Skew join hints are not required. Skew is automatically taken care of if adaptive query execution (AQE) and spark.sql.adaptive.skewJoin.enabled are both enabled. See Adaptive query execution.

What is data skew?

Data skew is a condition in which a table’s data is unevenly distributed among partitions in the cluster. Data skew can severely downgrade performance of queries, especially those with joins. Joins between big tables require shuffling data and the skew can lead to an extreme imbalance of work in the cluster. It’s likely that data skew is affecting a query if a query appears to be stuck finishing very few tasks (for example, the last 3 tasks out of 200). To verify that data skew is affecting a query:

  1. Click the stage that is stuck and verify that it is doing a join.

  2. After the query finishes, find the stage that does a join and check the task duration distribution.

  3. Sort the tasks by decreasing duration and check the first few tasks. If one task took much longer to complete than the other tasks, there is skew.

To ameliorate skew, Delta Lake on Databricks SQL accepts skew hints in queries. With the information from a skew hint, Databricks Runtime can construct a better query plan, one that does not suffer from data skew.

Configure skew hint with relation name

A skew hint must contain at least the name of the relation with skew. A relation is a table, view, or a subquery. All joins with this relation then use skew join optimization.

-- table with skew
SELECT /*+ SKEW('orders') */
  *
  FROM orders, customers
  WHERE c_custId = o_custId

-- subquery with skew
SELECT /*+ SKEW('C1') */
  *
  FROM (SELECT * FROM customers WHERE c_custId < 100) C1, orders
  WHERE C1.c_custId = o_custId

Configure skew hint with relation name and column names

There might be multiple joins on a relation and only some of them will suffer from skew. Skew join optimization has some overhead so it is better to use it only when needed. For this purpose, the skew hint accepts column names. Only joins with these columns use skew join optimization.

-- single column
SELECT /*+ SKEW('orders', 'o_custId') */
  *
  FROM orders, customers
  WHERE o_custId = c_custId

-- multiple columns
SELECT /*+ SKEW('orders', ('o_custId', 'o_storeRegionId')) */
  *
  FROM orders, customers
  WHERE o_custId = c_custId AND o_storeRegionId = c_regionId

Configure skew hint with relation name, column names, and skew values

You can also specify skew values in the hint. Depending on the query and data, the skew values might be known (for example, because they never change) or might be easy to find out. Doing this reduces the overhead of skew join optimization. Otherwise, Delta Lake detects them automatically.

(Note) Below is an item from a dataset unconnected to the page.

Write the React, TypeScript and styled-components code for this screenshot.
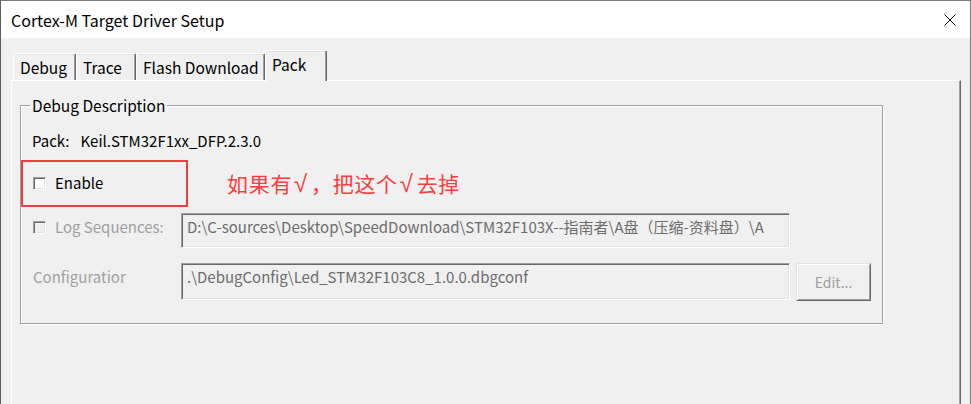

-- single column, single skew value
SELECT /*+ SKEW('orders', 'o_custId', 0) */
  *
  FROM orders, customers
  WHERE o_custId = c_custId

-- single column, multiple skew values
SELECT /*+ SKEW('orders', 'o_custId', (0, 1, 2)) */
  *
  FROM orders, customers
  WHERE o_custId = c_custId

-- multiple columns, multiple skew values
SELECT /*+ SKEW('orders', ('o_custId', 'o_storeRegionId'), ((0, 1001), (1, 1002))) */
  *
  FROM orders, customers
  WHERE o_custId = c_custId AND o_storeRegionId = c_regionId